Collected data

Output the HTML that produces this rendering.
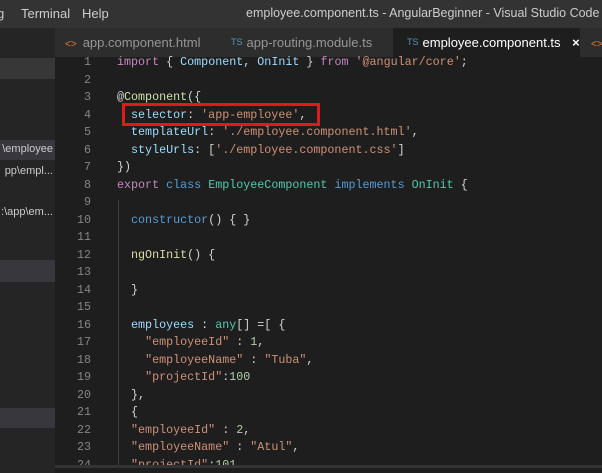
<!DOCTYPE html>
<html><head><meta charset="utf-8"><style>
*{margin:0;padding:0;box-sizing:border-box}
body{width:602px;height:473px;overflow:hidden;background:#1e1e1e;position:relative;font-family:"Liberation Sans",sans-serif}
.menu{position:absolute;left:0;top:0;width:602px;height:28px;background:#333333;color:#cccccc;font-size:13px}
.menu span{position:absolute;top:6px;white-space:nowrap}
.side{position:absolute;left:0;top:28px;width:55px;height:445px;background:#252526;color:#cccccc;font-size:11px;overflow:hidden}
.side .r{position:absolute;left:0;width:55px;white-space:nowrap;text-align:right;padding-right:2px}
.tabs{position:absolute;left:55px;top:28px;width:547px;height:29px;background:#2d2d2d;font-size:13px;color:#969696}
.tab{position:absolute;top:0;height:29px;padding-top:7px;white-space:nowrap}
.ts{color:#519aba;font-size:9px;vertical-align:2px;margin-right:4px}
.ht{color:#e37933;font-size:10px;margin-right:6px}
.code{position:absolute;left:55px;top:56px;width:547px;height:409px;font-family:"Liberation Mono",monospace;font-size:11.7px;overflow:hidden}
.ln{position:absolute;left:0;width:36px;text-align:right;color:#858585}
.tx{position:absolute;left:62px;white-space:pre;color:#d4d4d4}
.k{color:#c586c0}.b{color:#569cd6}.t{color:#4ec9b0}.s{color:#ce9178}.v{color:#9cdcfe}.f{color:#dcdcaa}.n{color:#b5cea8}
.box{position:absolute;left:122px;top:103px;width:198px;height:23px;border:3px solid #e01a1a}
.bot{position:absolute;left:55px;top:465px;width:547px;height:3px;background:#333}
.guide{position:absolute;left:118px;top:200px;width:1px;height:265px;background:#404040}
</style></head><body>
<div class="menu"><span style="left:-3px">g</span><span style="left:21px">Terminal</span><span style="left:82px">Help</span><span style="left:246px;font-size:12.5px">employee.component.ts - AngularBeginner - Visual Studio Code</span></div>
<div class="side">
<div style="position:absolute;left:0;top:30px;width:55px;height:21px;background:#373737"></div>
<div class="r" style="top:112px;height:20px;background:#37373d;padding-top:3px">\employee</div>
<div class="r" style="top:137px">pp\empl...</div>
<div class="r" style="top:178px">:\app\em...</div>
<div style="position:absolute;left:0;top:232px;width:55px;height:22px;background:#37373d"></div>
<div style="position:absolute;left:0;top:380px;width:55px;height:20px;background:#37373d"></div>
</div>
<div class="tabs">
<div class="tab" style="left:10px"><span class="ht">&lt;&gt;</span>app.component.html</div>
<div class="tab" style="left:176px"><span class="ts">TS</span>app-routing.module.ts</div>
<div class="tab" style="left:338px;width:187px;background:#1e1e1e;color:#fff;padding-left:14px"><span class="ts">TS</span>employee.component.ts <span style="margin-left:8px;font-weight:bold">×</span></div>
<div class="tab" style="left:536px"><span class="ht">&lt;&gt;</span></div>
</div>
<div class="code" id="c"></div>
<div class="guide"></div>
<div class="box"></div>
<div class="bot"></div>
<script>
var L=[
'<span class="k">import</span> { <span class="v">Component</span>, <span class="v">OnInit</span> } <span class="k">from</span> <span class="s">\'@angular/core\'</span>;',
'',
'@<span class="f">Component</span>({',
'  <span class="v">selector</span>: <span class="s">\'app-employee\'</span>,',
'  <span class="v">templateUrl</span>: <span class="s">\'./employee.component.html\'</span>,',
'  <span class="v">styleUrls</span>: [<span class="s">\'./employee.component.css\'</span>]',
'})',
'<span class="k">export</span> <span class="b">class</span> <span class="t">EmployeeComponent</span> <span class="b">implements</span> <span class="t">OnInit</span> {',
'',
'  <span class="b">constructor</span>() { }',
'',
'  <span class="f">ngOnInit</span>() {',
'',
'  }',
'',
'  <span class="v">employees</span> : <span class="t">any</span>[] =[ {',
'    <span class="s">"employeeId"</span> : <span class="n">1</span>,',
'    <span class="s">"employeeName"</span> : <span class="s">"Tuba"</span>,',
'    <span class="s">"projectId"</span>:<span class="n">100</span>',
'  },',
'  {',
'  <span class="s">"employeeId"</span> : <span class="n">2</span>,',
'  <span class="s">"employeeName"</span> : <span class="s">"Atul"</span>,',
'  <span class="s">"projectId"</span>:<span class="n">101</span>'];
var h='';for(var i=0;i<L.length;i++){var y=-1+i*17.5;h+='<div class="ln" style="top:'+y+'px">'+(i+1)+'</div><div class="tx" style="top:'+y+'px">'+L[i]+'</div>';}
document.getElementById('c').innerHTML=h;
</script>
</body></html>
* * *
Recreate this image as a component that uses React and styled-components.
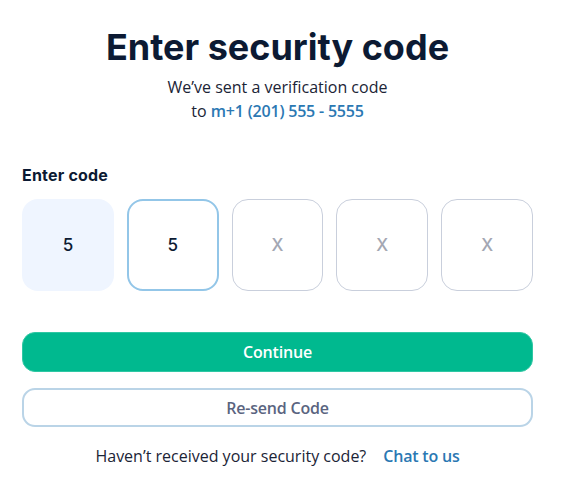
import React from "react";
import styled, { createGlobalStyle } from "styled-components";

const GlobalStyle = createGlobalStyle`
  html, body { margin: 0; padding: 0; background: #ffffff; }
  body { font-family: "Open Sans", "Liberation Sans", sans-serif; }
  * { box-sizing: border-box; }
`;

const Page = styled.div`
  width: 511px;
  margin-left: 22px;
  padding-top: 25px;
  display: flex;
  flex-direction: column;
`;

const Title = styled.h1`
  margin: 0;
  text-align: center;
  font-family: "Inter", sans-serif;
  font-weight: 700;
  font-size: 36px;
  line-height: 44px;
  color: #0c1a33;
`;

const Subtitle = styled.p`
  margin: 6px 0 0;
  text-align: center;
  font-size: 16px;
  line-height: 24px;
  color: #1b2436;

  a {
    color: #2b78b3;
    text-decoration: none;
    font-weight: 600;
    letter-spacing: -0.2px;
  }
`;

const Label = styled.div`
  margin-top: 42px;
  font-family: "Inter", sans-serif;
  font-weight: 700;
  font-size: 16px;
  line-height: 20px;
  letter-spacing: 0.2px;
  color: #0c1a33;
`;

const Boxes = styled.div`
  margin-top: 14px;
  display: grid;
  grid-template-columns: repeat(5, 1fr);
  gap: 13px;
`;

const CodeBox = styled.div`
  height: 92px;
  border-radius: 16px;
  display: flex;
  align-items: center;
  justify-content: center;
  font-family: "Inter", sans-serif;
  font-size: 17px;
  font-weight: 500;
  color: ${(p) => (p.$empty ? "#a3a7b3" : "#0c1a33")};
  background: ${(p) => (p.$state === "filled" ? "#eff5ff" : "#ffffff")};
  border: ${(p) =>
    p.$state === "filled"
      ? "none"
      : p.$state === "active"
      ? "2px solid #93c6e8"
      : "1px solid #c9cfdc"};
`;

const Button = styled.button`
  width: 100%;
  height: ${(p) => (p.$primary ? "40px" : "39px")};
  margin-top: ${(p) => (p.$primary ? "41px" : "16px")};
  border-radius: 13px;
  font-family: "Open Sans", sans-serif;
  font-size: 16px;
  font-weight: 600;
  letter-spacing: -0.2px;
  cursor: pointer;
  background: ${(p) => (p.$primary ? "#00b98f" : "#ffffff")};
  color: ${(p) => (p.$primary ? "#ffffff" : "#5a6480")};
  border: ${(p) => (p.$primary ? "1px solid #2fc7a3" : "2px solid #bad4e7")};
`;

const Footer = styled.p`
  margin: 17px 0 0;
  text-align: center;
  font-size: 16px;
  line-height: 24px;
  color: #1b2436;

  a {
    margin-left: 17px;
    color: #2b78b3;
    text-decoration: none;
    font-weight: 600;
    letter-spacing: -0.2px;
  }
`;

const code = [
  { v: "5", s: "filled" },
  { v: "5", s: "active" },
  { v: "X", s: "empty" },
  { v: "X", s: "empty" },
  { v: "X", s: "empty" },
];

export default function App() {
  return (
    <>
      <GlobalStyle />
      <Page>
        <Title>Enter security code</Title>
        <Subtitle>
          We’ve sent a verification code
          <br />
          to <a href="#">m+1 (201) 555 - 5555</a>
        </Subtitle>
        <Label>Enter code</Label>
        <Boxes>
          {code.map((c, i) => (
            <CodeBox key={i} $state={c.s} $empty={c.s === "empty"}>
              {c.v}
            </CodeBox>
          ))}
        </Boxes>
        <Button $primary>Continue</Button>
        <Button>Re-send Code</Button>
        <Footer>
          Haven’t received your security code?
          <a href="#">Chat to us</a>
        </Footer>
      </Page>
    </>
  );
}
* * *
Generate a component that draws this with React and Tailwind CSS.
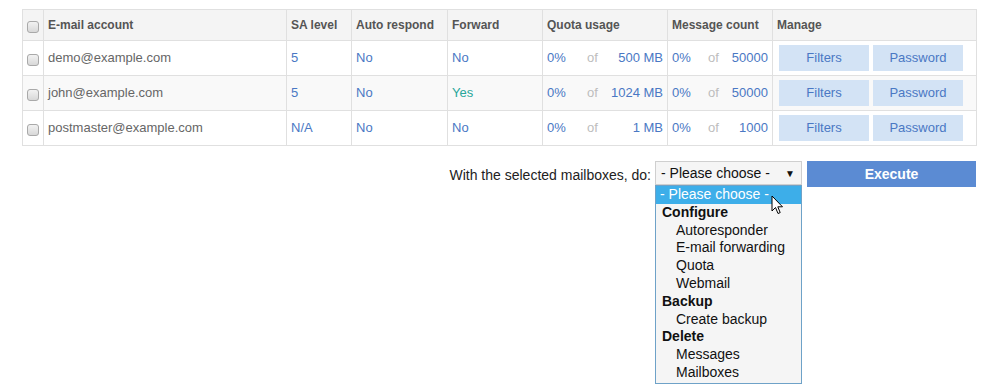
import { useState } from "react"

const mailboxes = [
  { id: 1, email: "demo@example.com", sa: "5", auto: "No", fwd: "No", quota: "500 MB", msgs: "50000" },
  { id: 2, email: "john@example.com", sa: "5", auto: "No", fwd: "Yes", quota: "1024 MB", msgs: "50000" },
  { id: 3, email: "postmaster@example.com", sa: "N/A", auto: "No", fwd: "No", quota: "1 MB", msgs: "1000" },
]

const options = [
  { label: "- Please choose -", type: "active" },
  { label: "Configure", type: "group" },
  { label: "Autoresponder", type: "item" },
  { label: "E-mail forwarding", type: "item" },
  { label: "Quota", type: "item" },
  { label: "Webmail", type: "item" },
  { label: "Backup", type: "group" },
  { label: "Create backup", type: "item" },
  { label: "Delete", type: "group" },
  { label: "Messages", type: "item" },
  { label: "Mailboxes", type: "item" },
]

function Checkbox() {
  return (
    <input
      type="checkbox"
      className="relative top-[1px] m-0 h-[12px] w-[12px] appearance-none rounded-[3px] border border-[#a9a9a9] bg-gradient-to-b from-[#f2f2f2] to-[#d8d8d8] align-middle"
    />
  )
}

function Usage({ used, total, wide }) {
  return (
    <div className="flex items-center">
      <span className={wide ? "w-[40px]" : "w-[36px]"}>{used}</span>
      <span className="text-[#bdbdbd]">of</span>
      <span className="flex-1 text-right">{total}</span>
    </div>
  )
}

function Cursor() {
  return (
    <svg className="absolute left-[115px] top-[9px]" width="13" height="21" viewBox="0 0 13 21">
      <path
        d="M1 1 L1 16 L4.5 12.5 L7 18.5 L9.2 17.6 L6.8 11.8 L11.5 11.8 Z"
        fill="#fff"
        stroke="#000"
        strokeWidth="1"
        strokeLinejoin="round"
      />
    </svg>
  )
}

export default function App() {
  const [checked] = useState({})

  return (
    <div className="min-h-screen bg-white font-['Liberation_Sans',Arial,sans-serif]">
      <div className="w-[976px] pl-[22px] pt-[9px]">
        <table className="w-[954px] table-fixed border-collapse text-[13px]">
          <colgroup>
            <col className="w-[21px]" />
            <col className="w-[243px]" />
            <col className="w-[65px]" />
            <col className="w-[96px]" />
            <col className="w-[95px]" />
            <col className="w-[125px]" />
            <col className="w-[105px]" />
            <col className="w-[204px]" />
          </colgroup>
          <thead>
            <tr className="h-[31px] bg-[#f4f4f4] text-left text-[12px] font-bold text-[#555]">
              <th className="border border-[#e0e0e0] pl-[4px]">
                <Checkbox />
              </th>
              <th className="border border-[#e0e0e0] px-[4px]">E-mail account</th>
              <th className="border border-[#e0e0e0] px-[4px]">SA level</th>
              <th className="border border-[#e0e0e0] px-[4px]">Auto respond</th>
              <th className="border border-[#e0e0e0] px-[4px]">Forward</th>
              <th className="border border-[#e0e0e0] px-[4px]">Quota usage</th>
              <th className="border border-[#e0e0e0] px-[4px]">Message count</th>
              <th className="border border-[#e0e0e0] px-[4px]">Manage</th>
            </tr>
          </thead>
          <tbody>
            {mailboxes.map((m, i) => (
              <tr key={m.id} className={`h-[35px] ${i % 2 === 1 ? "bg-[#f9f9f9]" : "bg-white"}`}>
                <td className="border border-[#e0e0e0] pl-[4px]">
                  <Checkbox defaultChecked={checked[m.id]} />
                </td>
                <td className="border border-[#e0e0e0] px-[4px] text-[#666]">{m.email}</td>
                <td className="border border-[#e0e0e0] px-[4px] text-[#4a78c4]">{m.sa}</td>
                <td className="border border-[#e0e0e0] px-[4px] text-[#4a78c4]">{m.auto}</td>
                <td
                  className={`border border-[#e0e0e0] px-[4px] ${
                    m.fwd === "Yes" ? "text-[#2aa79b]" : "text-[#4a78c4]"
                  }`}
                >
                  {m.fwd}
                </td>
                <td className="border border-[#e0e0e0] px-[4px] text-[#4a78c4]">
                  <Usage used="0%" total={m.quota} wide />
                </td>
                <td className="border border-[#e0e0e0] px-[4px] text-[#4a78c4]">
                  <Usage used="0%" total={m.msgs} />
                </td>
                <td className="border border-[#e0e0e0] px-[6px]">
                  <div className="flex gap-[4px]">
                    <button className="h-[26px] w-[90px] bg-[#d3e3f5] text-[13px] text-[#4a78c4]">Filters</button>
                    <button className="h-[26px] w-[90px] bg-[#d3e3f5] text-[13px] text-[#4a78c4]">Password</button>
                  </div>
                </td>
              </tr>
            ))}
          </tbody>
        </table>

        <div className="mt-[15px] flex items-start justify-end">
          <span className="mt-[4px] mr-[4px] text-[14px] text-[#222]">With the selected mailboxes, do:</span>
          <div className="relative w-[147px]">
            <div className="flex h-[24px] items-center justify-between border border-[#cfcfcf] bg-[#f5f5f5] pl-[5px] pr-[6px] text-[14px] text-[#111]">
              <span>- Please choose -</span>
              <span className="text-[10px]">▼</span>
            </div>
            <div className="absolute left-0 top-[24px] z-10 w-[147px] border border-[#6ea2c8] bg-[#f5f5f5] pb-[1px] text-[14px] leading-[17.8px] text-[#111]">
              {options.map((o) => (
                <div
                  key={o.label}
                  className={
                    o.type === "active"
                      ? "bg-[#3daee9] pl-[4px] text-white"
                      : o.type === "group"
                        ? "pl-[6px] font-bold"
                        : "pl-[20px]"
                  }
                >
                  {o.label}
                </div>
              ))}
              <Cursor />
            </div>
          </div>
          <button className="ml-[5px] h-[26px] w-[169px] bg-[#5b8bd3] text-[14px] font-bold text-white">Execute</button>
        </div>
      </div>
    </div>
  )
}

* What the task requires
Report each line of the material above where the word "components" appears.

* Final result
Recreate this image as a component that uses React and styled-components.
import styled, { createGlobalStyle } from "styled-components";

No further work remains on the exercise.